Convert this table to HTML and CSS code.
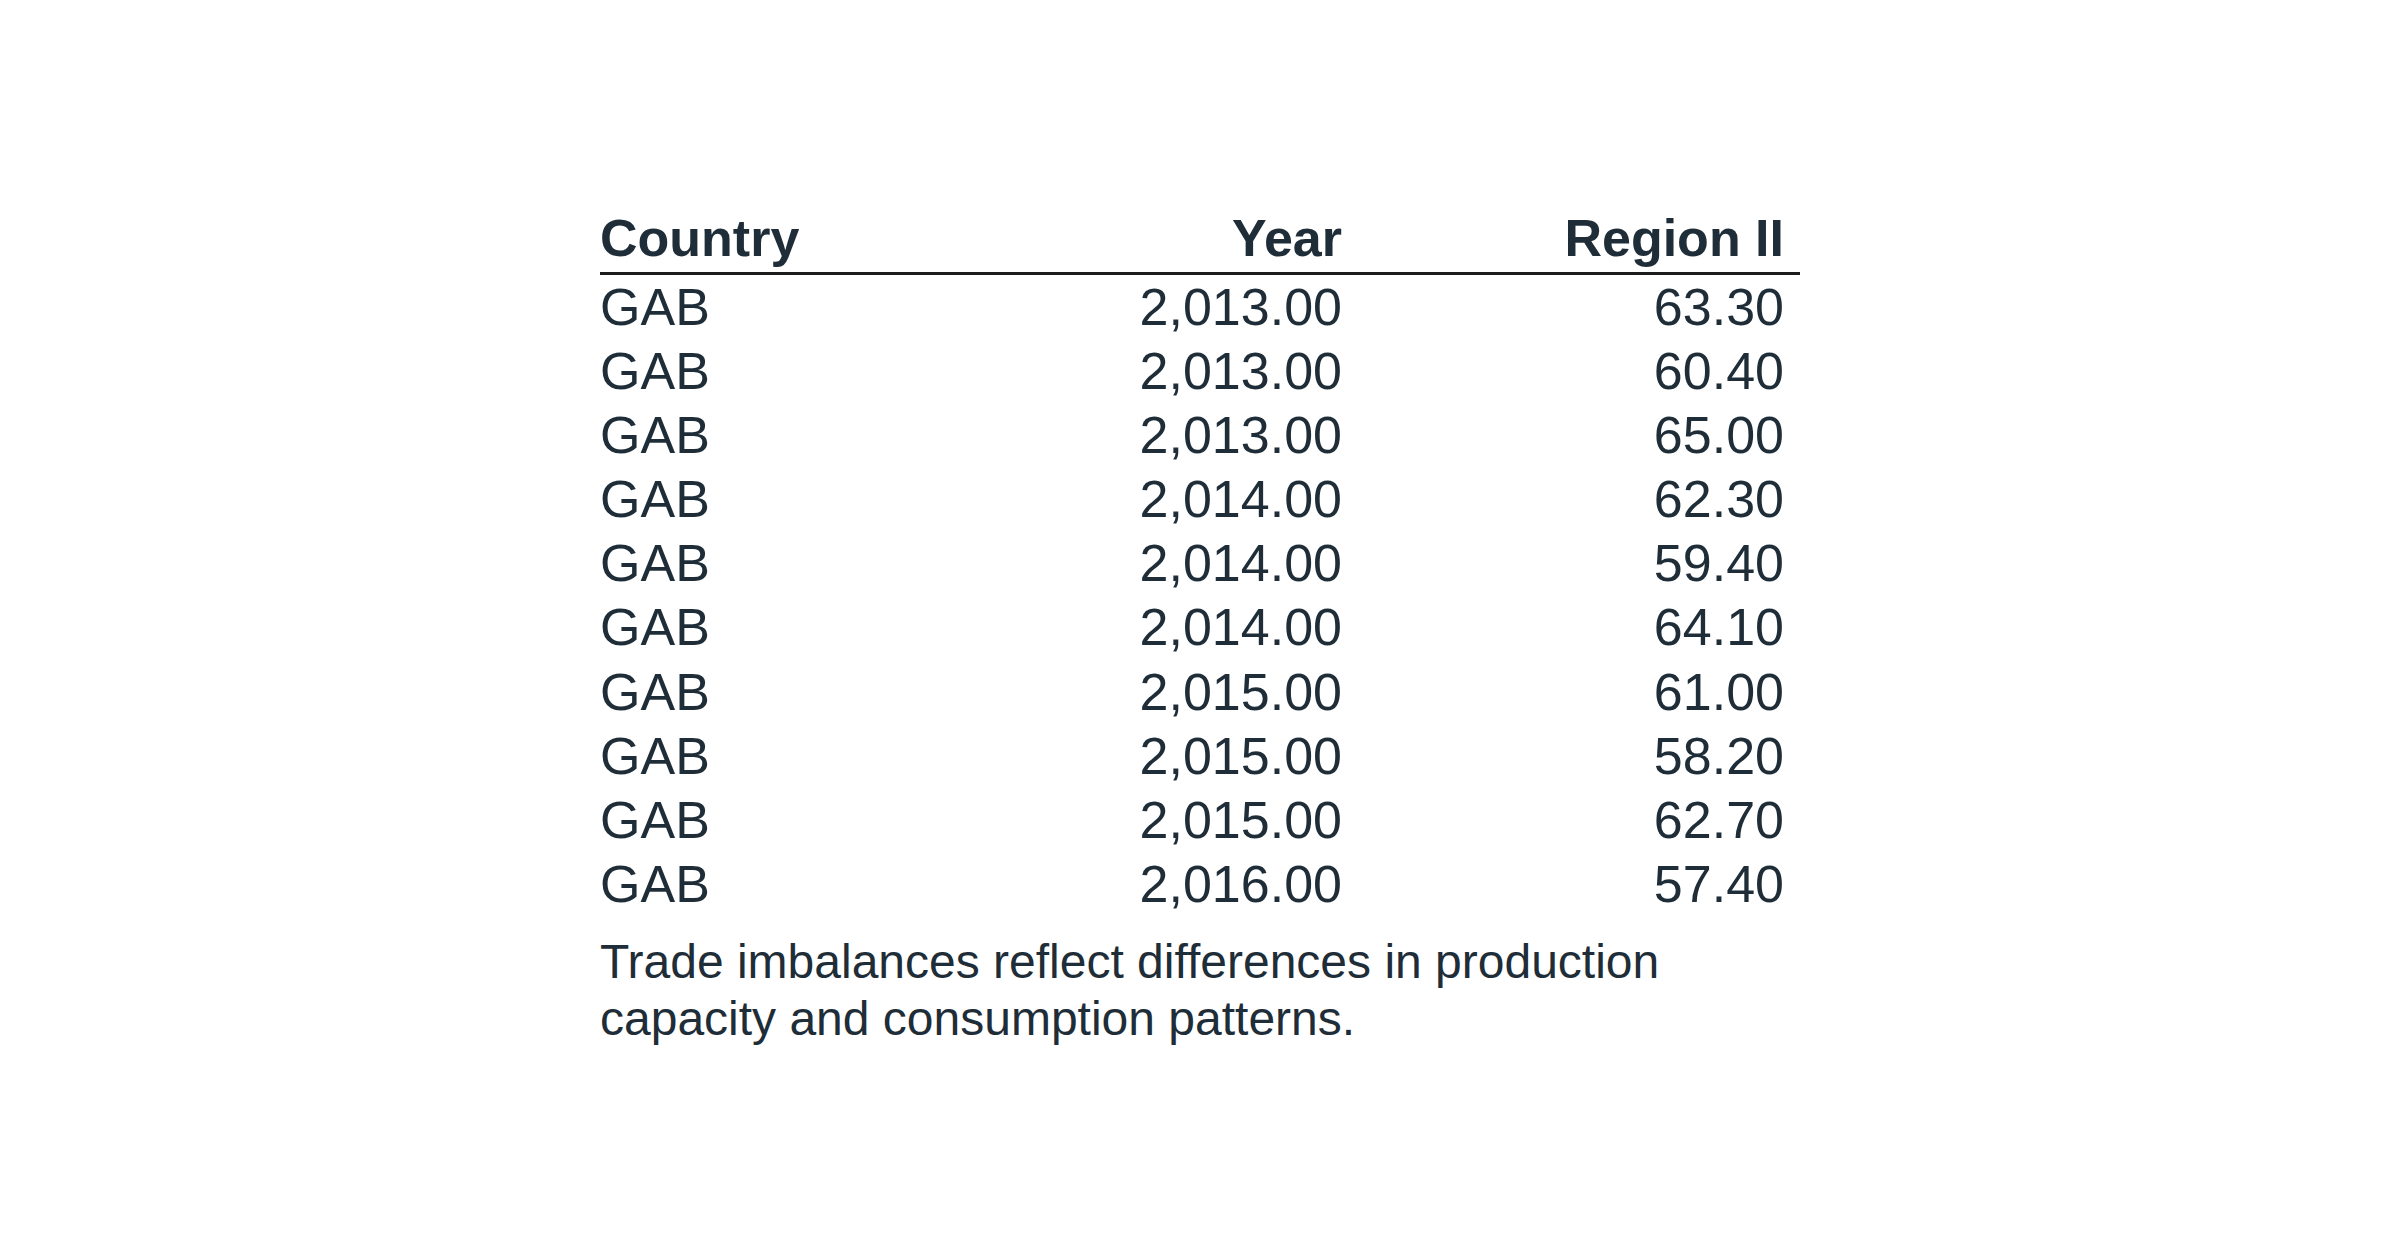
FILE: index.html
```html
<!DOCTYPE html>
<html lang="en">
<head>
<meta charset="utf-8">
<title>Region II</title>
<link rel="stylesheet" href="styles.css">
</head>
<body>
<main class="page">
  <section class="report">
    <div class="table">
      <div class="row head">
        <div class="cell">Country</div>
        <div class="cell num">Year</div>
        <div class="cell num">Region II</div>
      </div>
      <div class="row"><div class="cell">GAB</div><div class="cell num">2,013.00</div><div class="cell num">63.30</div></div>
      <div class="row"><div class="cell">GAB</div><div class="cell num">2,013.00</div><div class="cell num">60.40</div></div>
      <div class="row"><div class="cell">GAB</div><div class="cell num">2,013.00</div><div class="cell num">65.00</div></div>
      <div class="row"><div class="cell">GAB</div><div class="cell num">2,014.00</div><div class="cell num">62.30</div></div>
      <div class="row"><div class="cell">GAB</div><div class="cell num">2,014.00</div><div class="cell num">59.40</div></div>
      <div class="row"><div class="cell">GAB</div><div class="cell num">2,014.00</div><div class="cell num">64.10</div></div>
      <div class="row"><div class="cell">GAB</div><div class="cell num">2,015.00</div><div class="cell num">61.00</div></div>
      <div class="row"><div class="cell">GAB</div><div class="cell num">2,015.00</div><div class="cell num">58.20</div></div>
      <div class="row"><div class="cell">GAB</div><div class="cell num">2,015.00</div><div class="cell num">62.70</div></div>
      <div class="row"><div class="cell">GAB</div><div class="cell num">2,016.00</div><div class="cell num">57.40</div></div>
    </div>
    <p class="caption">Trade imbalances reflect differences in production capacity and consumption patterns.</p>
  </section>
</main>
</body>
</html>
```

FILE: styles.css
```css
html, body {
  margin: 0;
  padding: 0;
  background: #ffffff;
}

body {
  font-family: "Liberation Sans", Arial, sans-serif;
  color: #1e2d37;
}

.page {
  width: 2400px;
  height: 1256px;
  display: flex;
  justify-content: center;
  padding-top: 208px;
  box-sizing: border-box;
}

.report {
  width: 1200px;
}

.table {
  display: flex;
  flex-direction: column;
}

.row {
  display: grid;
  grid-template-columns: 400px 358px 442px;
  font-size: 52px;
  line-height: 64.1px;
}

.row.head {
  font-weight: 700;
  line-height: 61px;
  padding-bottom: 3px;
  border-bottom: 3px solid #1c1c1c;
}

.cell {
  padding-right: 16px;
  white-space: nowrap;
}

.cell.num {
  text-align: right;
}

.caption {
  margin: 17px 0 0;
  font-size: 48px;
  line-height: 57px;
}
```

---------------

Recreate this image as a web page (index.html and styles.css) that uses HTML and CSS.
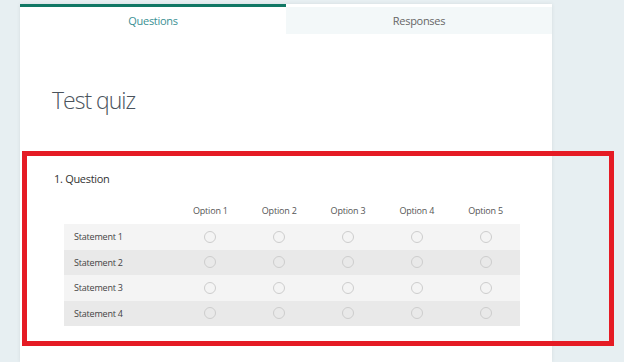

---------------

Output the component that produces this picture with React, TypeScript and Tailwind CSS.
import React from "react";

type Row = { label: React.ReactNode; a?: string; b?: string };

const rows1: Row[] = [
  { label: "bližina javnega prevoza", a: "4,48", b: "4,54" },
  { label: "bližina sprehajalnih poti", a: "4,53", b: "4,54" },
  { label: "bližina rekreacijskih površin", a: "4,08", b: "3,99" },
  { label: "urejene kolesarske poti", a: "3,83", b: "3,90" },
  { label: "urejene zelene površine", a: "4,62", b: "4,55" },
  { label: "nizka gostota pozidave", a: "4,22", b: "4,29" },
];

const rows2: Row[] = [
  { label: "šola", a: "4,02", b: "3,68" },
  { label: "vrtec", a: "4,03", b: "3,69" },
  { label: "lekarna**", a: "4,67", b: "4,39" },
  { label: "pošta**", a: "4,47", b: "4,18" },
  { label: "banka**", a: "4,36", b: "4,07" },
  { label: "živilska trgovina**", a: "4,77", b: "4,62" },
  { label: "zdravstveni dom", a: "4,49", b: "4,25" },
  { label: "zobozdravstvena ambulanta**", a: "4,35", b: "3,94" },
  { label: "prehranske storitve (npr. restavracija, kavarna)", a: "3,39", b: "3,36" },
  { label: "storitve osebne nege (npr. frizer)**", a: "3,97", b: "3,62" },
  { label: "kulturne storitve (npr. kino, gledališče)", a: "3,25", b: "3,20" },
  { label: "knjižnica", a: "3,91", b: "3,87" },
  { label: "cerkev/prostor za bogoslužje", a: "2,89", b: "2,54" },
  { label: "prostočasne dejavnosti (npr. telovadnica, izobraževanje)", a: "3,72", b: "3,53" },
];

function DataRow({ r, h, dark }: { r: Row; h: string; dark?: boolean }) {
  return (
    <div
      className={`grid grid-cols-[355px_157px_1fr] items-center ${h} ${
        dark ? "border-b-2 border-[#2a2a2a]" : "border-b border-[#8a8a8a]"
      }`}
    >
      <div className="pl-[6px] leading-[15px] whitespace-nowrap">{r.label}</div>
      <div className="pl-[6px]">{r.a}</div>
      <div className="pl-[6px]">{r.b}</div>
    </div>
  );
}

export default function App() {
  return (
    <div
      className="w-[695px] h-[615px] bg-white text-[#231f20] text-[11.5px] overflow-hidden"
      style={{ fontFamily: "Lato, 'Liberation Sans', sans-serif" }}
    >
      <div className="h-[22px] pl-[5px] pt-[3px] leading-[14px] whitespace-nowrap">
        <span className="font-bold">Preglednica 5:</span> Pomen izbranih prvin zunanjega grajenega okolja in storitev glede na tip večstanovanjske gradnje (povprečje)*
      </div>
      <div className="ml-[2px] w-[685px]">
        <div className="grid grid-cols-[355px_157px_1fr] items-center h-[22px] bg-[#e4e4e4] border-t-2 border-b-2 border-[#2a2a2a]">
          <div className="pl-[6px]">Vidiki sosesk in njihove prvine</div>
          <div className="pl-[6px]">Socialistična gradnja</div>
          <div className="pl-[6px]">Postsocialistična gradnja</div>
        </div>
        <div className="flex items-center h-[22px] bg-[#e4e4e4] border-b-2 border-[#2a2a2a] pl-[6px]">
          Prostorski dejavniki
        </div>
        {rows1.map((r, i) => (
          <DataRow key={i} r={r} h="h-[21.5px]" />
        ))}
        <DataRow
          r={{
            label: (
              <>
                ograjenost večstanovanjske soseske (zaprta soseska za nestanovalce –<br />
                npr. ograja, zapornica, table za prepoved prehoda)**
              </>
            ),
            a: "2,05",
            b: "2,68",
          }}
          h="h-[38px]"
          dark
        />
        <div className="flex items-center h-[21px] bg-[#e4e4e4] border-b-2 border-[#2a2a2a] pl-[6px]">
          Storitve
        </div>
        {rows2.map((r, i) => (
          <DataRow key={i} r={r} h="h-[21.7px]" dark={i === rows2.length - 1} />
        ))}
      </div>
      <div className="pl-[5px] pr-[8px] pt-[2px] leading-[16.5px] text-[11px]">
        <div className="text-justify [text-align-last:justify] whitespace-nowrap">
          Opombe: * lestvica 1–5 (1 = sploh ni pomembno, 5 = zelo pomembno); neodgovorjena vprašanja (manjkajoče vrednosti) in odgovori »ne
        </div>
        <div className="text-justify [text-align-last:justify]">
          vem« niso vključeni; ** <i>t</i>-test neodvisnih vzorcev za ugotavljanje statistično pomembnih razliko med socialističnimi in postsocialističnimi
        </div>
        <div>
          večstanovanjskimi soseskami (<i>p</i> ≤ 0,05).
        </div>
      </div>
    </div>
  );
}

---------------

What you should do >> For each line of the entries that includes "table", show that line.

Reply >>
Convert this table to HTML and CSS code.
    <div class="table">
.table {
                npr. ograja, zapornica, table za prepoved prehoda)**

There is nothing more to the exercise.